I 've kept them for years now & besides Frontosa, they are one of my favorites. I've kept & bred Steatocranus Casuarius, Tinanti, & Irvinei. The later two differ in elongatd body shape from Casuarius, but they are/can be, just as striking. 

I got mine (the first ones) way back when they appeared everywhere & were stables in PET DEPOT, as well as the LFS. I don't see them as much as I use to, but I do see them on Mail Order sites & they usually go for somewhere around _$10 - $15._

My experience was that males seem to absolutely HATE each other & it's very important that you have a large enough tank for the amount of humphead/buffaloheads that you have. Males will chase & kill other subdominant males & having enough room to form territories is a good thing.
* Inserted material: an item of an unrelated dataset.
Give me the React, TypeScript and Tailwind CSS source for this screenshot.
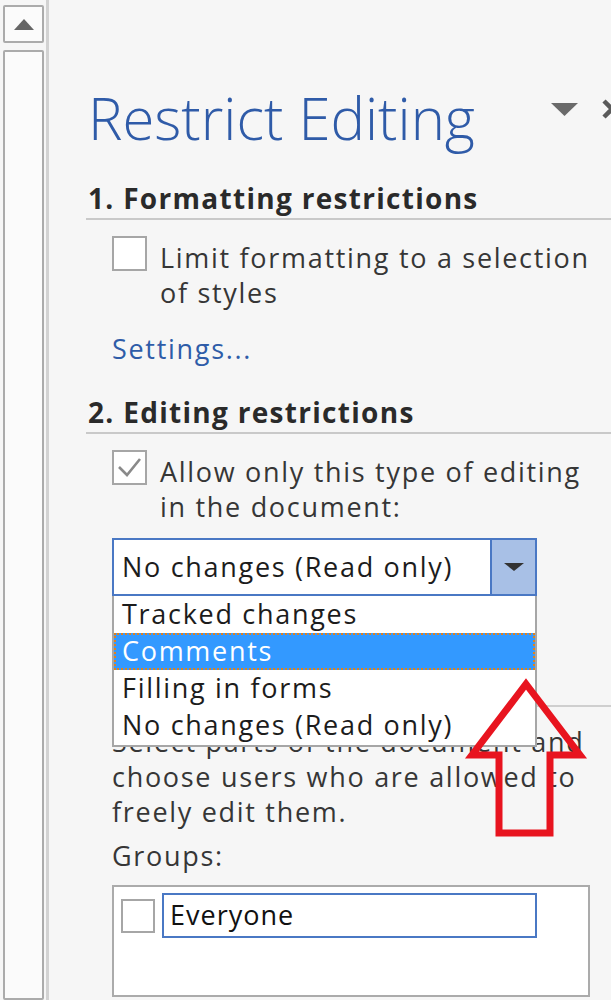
import React from 'react';

const CheckBox = ({ checked = false, size = 35 }: { checked?: boolean; size?: number }) => (
  <div
    className="relative shrink-0 border-2 border-[#a6a6a6] bg-white"
    style={{ width: size, height: size }}
  >
    {checked && (
      <svg className="absolute inset-0" width="31" height="31" viewBox="0 0 31 31">
        <path d="M5 15 L13 23 L26 7" fill="none" stroke="#8a8a8a" strokeWidth="2.6" />
      </svg>
    )}
  </div>
);

const options = ['Tracked changes', 'Comments', 'Filling in forms', 'No changes (Read only)'];

export default function App() {
  const selected = 'Comments';

  return (
    <div className="relative w-[611px] h-[1000px] overflow-hidden flex bg-[#f6f6f6] font-['Open_Sans',sans-serif] text-[#363636]">
      {/* scrollbar */}
      <div className="w-[46px] shrink-0 flex flex-col gap-[7px] pt-[5px] pl-[3px] pr-[2px]">
        <div className="h-[38px] border-2 border-[#ababab] rounded-[2px] bg-[#fbfbfb] flex items-center justify-center">
          <svg width="20" height="11" viewBox="0 0 20 11">
            <path d="M10 0 L20 11 L0 11 Z" fill="#666" />
          </svg>
        </div>
        <div className="flex-1 border-2 border-[#ababab] rounded-[2px] bg-[#fbfbfb]" />
      </div>
      <div className="w-[3px] shrink-0 bg-[#d2d2d2]" />

      {/* task pane */}
      <div className="flex-1 min-w-0 pl-[39px] flex flex-col whitespace-nowrap">
        <div className="mt-[85px] flex items-start">
          <h1 className="text-[58px] leading-[66px] font-light text-[#2f5ba8]">Restrict Editing</h1>
          <svg className="ml-auto mt-[18px] shrink-0" width="27" height="13" viewBox="0 0 27 13">
            <path d="M0 0 L27 0 L13.5 13 Z" fill="#6a6a6a" />
          </svg>
          <svg className="ml-[23px] -mr-[12px] mt-[13px] shrink-0" width="22" height="22" viewBox="0 0 22 22">
            <path d="M3 3 L19 19 M19 3 L3 19" stroke="#5a5a5a" strokeWidth="4.5" />
          </svg>
        </div>

        <h2 className="mt-[30px] -ml-[2px] pl-[2px] text-[28px] leading-[34px] tracking-[1.3px] font-bold text-[#2a2a2a] pb-[3px] border-b-2 border-[#c9c9c9]">
          1. Formatting restrictions
        </h2>

        <div className="mt-[16px] ml-[24px] flex gap-[13px]">
          <CheckBox />
          <p className="mt-[4px] text-[27px] leading-[35px] tracking-[1.7px]">
            Limit formatting to a selection
            <br />
            of styles
          </p>
        </div>

        <div className="mt-[21px] ml-[24px] text-[27px] leading-[35px] tracking-[1.7px] text-[#2e5ca8]">Settings...</div>

        <h2 className="mt-[29px] -ml-[2px] pl-[2px] text-[28px] leading-[34px] tracking-[1.3px] font-bold text-[#2a2a2a] pb-[3px] border-b-2 border-[#c9c9c9]">
          2. Editing restrictions
        </h2>

        <div className="mt-[16px] ml-[24px] flex gap-[13px]">
          <CheckBox checked />
          <p className="mt-[4px] text-[27px] leading-[35px] tracking-[1.7px]">
            Allow only this type of editing
            <br />
            in the document:
          </p>
        </div>

        {/* dropdown */}
        <div className="relative mt-[14px] ml-[24px] w-[425px]">
          <div className="h-[58px] border-2 border-[#4a78c4] bg-white flex">
            <div className="flex-1 pl-[8px] flex items-center text-[27px] tracking-[1.7px] text-[#1c1c1c]">
              No changes (Read only)
            </div>
            <div className="w-[45px] border-l-2 border-[#4a78c4] bg-[#a8c0e6] flex items-center justify-center">
              <svg width="20" height="8" viewBox="0 0 20 8">
                <path d="M0 0 L20 0 L10 8 Z" fill="#333" />
              </svg>
            </div>
          </div>
          <ul className="absolute left-0 top-[58px] z-10 w-[425px] border-2 border-t-0 border-[#a6a6a6] bg-white pb-[1px]">
            {options.map((o) =>
              o === selected ? (
                <li
                  key={o}
                  className="h-[37px] pl-[6px] flex items-center text-[27px] tracking-[1.7px] text-white bg-[#3399ff] border-2 border-dotted border-[#e0821e]"
                >
                  {o}
                </li>
              ) : (
                <li key={o} className="h-[37px] pl-[8px] flex items-center text-[27px] tracking-[1.7px] text-[#1c1c1c]">
                  {o}
                </li>
              )
            )}
          </ul>
        </div>

        <div className="mt-[109px] ml-[449px] h-[2px] bg-[#cfcfcf]" />

        <p className="mt-[17px] ml-[24px] text-[27px] leading-[35px] tracking-[1.7px]">
          Select parts of the document and
          <br />
          choose users who are allowed to
          <br />
          freely edit them.
        </p>

        <div className="mt-[9px] ml-[24px] text-[27px] leading-[35px] tracking-[1.7px]">Groups:</div>

        <div className="mt-[12px] ml-[24px] w-[478px] h-[112px] border-2 border-[#ababab] bg-white">
          <div className="pt-[6px] pl-[7px] flex items-center gap-[7px]">
            <CheckBox size={34} />
            <div className="w-[375px] h-[45px] border-2 border-[#4a78c4] pl-[6px] flex items-center text-[27px] tracking-[1px] text-[#111]">
              Everyone
            </div>
          </div>
        </div>
      </div>

      {/* annotation arrow */}
      <svg className="absolute inset-0 pointer-events-none z-20" width="611" height="1000" viewBox="0 0 611 1000">
        <polygon
          points="526,684 580,755 550,755 550,833 499,833 499,755 472,755"
          fill="none"
          stroke="#e8141f"
          strokeWidth="7"
          strokeLinejoin="miter"
        />
      </svg>
    </div>
  );
}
Also females need caves to get away in sometimes also. 

Buffaloheads were VERY EASY to breed & unless you are a very aware & watchful hobbyist, you might know catch the subtle keys & ques & the only way you will know that it ever happened, is when you see the lil almost exact imitations of the adults darting around.

I would caution you to try your best to provide them with as clean & aerated /moving water & conditions as possible, b/c since they are accustomed to fast moving Riverine waters, they do poorly in less than optimum aquarium conditions. 

I can't totally prove it, but I also suspect that in breeding them it's best to try to continue to make sure that as little inbreeding goes on as possible. At one point my stock suffered from this.

It's sooo much fun to see them dart back & forth & amazing how fast they can move.

ljx:fish:


----------



## joe kool (Jan 24, 2005)

yes, the males will tirelessly chase and eventually kill each other ... so will females, so sit's best to get a few and wait for them to pair then remove all the other specimens to another tank (or buy a mated pair from the start) 

what size tank?


OH and please PLEASE do not buy them (or any other cichlid really) until your tank has completely cycled and stabilized and then just add a few fish at a time not go out and buy a tank full at a time


----------